= What the task requires =
Copy every line of the records below where the word "that" occurs.

Records from a data source
--
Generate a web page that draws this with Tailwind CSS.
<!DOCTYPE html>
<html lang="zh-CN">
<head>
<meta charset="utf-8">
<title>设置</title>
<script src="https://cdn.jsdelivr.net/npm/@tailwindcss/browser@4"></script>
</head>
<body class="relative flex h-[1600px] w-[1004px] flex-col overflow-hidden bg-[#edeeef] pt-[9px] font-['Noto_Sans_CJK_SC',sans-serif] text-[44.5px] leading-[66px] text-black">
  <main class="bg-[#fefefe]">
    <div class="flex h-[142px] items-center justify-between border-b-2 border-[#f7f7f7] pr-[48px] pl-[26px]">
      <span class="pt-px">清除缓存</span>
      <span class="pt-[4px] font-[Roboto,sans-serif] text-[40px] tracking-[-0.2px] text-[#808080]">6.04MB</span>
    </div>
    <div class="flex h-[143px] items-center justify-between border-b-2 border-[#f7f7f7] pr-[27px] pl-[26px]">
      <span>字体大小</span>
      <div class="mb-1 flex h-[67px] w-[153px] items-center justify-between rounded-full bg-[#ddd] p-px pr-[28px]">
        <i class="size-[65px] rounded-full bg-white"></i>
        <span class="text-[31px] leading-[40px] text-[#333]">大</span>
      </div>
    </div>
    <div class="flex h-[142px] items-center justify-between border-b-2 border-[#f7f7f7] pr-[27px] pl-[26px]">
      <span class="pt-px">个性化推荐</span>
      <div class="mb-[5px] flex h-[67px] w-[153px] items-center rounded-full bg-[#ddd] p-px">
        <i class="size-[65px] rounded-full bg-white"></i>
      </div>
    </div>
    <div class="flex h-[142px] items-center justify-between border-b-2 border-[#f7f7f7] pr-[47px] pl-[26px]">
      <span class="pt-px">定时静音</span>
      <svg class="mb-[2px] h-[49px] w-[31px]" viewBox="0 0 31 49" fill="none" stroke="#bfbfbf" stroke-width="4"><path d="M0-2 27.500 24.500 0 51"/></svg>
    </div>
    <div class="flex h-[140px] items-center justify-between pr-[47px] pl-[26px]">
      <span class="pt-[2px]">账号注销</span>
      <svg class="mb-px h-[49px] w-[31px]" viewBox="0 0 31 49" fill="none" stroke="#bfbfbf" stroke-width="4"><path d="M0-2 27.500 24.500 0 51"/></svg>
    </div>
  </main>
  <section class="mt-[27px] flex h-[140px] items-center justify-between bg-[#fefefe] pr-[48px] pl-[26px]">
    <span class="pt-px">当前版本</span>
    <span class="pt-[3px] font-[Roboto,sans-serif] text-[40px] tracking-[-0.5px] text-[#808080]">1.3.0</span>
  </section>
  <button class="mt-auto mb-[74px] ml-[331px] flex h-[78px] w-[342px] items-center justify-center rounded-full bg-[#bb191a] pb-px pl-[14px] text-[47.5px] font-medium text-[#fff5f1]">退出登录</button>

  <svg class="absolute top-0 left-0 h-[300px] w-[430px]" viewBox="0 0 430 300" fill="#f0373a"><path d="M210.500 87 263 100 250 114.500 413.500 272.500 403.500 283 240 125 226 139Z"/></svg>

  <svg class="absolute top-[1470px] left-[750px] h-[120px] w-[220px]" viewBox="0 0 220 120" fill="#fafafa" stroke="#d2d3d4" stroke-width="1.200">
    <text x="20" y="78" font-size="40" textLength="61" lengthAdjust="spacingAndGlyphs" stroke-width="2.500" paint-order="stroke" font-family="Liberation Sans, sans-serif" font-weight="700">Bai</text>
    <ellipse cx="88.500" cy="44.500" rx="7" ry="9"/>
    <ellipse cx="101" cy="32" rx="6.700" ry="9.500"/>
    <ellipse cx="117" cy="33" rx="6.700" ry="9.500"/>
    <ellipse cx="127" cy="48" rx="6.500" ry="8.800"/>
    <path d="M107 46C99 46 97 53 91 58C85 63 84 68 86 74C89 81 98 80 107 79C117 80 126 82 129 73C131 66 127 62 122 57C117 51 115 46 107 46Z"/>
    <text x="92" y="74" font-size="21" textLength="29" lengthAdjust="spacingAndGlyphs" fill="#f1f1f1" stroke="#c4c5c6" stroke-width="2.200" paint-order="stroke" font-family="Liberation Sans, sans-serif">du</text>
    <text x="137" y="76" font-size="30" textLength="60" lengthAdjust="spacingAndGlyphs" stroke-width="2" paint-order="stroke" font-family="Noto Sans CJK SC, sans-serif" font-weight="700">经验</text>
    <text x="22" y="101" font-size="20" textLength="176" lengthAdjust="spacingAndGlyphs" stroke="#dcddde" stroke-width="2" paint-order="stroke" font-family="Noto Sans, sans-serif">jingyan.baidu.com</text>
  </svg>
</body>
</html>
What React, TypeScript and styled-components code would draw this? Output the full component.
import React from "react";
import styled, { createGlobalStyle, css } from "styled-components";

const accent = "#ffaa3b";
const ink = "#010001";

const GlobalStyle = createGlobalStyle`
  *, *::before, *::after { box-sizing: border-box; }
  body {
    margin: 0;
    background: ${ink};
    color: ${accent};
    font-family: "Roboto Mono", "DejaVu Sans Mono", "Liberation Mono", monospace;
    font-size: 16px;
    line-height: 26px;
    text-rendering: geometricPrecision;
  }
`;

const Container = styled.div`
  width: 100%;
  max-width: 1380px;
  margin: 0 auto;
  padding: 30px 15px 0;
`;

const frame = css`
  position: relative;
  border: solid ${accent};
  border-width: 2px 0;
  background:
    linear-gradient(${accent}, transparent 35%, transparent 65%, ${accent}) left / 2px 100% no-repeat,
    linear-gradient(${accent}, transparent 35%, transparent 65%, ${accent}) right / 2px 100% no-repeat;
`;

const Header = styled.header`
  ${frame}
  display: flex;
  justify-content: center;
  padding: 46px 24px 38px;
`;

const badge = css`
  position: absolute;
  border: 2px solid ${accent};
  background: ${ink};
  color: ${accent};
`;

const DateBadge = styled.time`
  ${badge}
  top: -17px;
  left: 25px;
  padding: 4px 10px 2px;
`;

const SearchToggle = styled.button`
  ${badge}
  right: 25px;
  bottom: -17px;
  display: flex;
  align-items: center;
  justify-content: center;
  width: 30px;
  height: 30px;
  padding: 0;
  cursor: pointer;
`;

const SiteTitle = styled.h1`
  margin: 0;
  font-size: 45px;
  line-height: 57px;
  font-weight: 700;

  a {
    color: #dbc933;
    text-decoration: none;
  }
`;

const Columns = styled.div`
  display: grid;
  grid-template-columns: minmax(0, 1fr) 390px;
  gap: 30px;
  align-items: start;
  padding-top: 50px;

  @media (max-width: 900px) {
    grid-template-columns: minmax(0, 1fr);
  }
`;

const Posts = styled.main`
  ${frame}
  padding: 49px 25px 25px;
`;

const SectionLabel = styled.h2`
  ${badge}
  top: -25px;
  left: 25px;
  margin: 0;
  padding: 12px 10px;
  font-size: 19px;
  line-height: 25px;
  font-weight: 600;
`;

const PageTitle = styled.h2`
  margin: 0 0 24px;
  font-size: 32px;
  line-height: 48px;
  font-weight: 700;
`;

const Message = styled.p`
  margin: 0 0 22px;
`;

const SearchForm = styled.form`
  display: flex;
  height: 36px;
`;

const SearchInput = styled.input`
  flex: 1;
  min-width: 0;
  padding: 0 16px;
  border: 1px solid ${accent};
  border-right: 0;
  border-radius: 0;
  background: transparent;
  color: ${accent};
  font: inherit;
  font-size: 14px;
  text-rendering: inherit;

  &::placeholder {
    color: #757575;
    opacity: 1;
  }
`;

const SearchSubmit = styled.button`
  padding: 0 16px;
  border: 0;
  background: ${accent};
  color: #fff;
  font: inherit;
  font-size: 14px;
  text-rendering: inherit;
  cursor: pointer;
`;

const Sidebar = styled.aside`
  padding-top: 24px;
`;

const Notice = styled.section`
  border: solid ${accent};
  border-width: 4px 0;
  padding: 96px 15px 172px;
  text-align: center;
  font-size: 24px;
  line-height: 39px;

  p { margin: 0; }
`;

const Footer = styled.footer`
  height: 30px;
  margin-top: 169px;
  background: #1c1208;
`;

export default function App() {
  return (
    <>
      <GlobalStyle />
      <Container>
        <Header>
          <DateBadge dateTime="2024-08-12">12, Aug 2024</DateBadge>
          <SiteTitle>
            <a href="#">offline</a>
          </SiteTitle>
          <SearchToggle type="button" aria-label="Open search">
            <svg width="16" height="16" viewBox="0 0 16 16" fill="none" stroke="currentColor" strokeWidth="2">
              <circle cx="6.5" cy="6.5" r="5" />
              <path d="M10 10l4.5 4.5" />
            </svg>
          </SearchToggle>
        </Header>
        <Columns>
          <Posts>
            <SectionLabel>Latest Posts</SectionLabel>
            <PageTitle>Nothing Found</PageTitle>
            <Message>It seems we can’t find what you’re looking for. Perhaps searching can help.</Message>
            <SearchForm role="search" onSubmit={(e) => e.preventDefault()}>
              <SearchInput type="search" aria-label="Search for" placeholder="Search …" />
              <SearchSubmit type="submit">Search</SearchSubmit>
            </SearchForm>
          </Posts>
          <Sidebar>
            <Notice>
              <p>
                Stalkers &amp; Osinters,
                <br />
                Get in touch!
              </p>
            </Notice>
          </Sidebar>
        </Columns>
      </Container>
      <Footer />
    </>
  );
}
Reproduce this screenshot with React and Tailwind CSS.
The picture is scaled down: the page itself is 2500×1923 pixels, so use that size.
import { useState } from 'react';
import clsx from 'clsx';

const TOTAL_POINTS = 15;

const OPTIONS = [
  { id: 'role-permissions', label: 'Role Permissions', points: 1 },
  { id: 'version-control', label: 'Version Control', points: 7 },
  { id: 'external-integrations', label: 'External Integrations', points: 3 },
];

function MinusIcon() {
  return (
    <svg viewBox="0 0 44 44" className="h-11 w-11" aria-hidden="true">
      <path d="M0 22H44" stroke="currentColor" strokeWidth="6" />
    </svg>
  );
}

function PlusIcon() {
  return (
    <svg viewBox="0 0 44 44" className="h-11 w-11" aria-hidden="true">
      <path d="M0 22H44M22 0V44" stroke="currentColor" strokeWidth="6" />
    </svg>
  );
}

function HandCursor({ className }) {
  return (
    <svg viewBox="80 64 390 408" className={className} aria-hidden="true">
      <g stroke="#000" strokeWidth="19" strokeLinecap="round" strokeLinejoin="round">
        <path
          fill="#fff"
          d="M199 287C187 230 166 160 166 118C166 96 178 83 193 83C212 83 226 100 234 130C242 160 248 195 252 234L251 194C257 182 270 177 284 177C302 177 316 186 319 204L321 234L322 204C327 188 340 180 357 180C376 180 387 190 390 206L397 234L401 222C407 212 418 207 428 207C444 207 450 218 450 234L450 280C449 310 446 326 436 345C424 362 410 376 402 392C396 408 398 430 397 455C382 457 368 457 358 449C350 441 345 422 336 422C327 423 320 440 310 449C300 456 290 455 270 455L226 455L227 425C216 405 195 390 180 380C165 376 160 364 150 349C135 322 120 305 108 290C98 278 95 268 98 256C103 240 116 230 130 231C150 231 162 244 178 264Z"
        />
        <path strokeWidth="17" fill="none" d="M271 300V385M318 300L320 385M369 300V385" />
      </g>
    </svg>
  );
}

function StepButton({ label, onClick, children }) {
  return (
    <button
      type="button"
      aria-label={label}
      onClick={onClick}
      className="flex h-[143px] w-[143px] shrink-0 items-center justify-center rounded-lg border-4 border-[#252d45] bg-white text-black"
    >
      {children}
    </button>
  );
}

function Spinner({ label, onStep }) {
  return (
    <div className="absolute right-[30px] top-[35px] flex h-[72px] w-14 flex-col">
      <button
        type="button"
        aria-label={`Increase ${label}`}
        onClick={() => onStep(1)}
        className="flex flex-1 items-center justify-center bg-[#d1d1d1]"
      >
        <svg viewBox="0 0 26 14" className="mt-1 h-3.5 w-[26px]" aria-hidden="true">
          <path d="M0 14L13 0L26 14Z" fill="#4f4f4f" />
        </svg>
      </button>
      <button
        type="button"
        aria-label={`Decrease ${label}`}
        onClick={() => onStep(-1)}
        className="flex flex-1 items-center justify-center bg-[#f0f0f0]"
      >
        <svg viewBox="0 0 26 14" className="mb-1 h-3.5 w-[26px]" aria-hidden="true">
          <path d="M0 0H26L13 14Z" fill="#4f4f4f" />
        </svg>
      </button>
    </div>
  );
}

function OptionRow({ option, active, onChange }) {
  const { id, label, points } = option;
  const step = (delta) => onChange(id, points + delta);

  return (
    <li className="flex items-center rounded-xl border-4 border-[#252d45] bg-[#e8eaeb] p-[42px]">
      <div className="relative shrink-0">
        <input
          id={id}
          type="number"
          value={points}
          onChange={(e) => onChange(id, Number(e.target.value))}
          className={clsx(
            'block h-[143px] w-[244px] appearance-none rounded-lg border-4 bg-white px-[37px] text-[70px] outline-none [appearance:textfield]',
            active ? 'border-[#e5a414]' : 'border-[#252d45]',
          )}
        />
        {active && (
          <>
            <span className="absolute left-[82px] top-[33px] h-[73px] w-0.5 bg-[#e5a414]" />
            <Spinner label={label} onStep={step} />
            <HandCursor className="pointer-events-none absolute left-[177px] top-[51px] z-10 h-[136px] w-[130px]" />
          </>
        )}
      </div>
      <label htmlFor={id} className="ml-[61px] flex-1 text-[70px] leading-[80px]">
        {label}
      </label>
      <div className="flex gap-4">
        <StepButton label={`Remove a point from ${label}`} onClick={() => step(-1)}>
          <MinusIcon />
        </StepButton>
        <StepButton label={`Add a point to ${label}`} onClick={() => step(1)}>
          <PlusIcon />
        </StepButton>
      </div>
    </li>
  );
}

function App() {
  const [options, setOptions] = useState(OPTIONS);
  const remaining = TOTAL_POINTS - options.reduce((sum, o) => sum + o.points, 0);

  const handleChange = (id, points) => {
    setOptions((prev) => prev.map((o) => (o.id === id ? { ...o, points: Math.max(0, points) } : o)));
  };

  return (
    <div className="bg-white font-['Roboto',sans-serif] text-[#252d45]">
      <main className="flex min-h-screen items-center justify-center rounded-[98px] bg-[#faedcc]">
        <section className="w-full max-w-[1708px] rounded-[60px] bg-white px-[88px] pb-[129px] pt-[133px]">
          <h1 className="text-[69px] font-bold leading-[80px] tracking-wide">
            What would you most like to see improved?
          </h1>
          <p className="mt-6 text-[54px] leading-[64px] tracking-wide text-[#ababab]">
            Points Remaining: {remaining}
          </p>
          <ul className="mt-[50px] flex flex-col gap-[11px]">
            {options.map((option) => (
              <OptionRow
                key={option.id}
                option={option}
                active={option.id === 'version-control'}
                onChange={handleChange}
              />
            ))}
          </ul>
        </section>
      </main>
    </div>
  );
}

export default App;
--
= Expected output =
Generate a web page that draws this with Tailwind CSS.
The picture is scaled down: the page itself is 2500×1923 pixels, so use that size.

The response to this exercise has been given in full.